Ph.D. Dissertation Proposal Defense Towards a Methodology for Modular Ontology Engineering with Patterns By Cogan Shimizu

Tuesday, April 30, 2019, 10 am to Noon
Campus: 
Dayton
304 Russ Engineering
Audience: 
Current Students
Faculty
Staff

Ph.D. Committee:  Drs. Pascal Hitzler (advisor), Michelle Cheatham, Michael Raymer, and Karl Hammer (Jonkoping University, Sweden)

ABSTRACT:

Published ontologies frequently fall short of their promises to enable knowledge sharing and reuse. This may be due to too strong or too weak ontological commitments; one way to prevent this is to engineer the ontology to be modular, thus allowing users to more easily adapt ontologies to their own individual use-cases.
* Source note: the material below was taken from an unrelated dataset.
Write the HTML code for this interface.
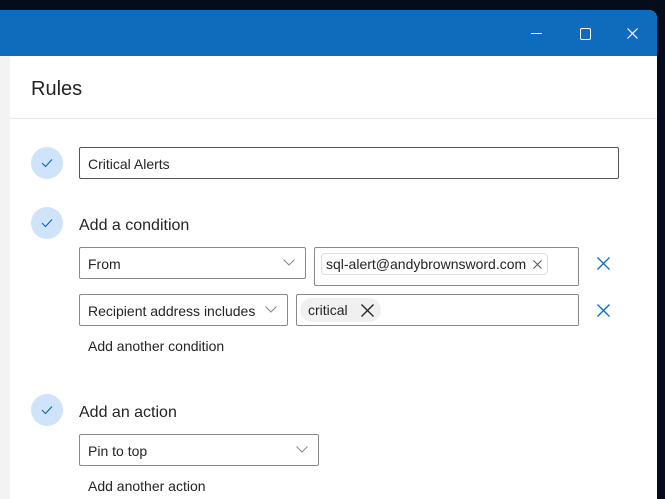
<!DOCTYPE html>
<html><head><style>
body{margin:0;width:665px;height:499px;overflow:hidden;background:#050d1c;font-family:"Liberation Sans",sans-serif;position:relative;color:#242424}
.win{position:absolute;left:0;top:10px;width:657px;height:489px;background:#fff;border-top-right-radius:8px;overflow:hidden}
.bar{position:absolute;left:0;top:0;width:657px;height:46px;background:#0f6cbd}
.side{position:absolute;left:0;top:46px;width:10px;bottom:0;background:#f3f3f3}
.a{position:absolute}
.t{font-size:14px;position:absolute;white-space:nowrap}
.box{position:absolute;border:1px solid #8a8a8a;border-radius:2px;box-sizing:border-box;background:#fff}
.chk{position:absolute;width:32px;height:32px;border-radius:50%;background:#cfe4fa}
</style></head><body>
<div class="win">
<div class="bar">
<div class="a" style="left:531px;top:23px;width:11px;height:1px;background:#fff"></div>
<div class="a" style="left:580px;top:18px;width:9px;height:10px;border:1px solid #fff;border-radius:2px"></div>
<svg class="a" style="left:627px;top:18px" width="11" height="11"><path d="M0.5 0.5L10.5 10.5M10.5 0.5L0.5 10.5" stroke="#fff" stroke-width="1.2"/></svg>
</div>
<div class="side"></div>
<div class="t" style="left:31px;top:68px;font-size:20px;color:#242424">Rules</div>
<div class="a" style="left:10px;top:108px;width:647px;height:1px;background:#e8e8e8"></div>

<div class="chk" style="left:31px;top:137px"></div>
<svg class="a" style="left:41px;top:148px" width="12" height="10"><path d="M1 5L4.5 8.5L11 1.5" stroke="#0f6cbd" fill="none" stroke-width="1.2"/></svg>
<div class="box" style="left:79px;top:137px;width:540px;height:32px;border-color:#555"></div>
<div class="t" style="left:88px;top:146px">Critical Alerts</div>

<div class="chk" style="left:31px;top:197px"></div>
<svg class="a" style="left:41px;top:208px" width="12" height="10"><path d="M1 5L4.5 8.5L11 1.5" stroke="#0f6cbd" fill="none" stroke-width="1.2"/></svg>
<div class="t" style="left:79px;top:207px;font-size:16px">Add a condition</div>

<div class="box" style="left:79px;top:237px;width:227px;height:32px"></div>
<div class="t" style="left:88px;top:246px">From</div>
<svg class="a" style="left:283px;top:249px" width="12" height="7"><path d="M0.5 0.5L6 6L11.5 0.5" stroke="#888" fill="none"/></svg>
<div class="box" style="left:314px;top:237px;width:265px;height:39px"></div>
<div class="a" style="left:321px;top:243px;width:227px;height:22px;border:1px solid #e0e0e0;border-radius:4px;box-sizing:border-box"></div>
<div class="t" style="left:326px;top:246px">sql-alert@andybrownsword.com</div>
<svg class="a" style="left:533px;top:250px" width="9" height="9"><path d="M0.5 0.5L8.5 8.5M8.5 0.5L0.5 8.5" stroke="#555" stroke-width="1"/></svg>
<svg class="a" style="left:597px;top:247px" width="13" height="13"><path d="M0.5 0.5L12.5 12.5M12.5 0.5L0.5 12.5" stroke="#0f6cbd" stroke-width="1.3"/></svg>

<div class="box" style="left:79px;top:284px;width:209px;height:32px"></div>
<div class="t" style="left:88px;top:293px">Recipient address includes</div>
<svg class="a" style="left:265px;top:296px" width="12" height="7"><path d="M0.5 0.5L6 6L11.5 0.5" stroke="#888" fill="none"/></svg>
<div class="box" style="left:296px;top:284px;width:283px;height:32px"></div>
<div class="a" style="left:300px;top:288px;width:81px;height:24px;border-radius:12px;background:#f0f0f0"></div>
<div class="t" style="left:308px;top:292px">critical</div>
<svg class="a" style="left:361px;top:294px" width="13" height="13"><path d="M0.5 0.5L12.5 12.5M12.5 0.5L0.5 12.5" stroke="#242424" stroke-width="1.3"/></svg>
<svg class="a" style="left:597px;top:294px" width="13" height="13"><path d="M0.5 0.5L12.5 12.5M12.5 0.5L0.5 12.5" stroke="#0f6cbd" stroke-width="1.3"/></svg>
<div class="t" style="left:88px;top:328px">Add another condition</div>

<div class="chk" style="left:31px;top:384px"></div>
<svg class="a" style="left:41px;top:395px" width="12" height="10"><path d="M1 5L4.5 8.5L11 1.5" stroke="#0f6cbd" fill="none" stroke-width="1.2"/></svg>
<div class="t" style="left:79px;top:394px;font-size:16px">Add an action</div>
<div class="box" style="left:79px;top:424px;width:240px;height:32px"></div>
<div class="t" style="left:88px;top:433px">Pin to top</div>
<svg class="a" style="left:296px;top:436px" width="12" height="7"><path d="M0.5 0.5L6 6L11.5 0.5" stroke="#888" fill="none"/></svg>
<div class="t" style="left:88px;top:468px">Add another action</div>
</div>
</body></html>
In order to enable this engineering paradigm, there is a distinct need for developing a robust methodology and supporting tooling infrastructure. This increased support can be immediately impactful in a number of ways: guides engineers through best practices and promote ontology design pattern discovery, sharing, and reuse. This proposal outlines an approach for developing an appropriate modular ontology engineering methodology and supporting tooling infrastructure, their evaluation, and the projected timeline to accomplish these tasks.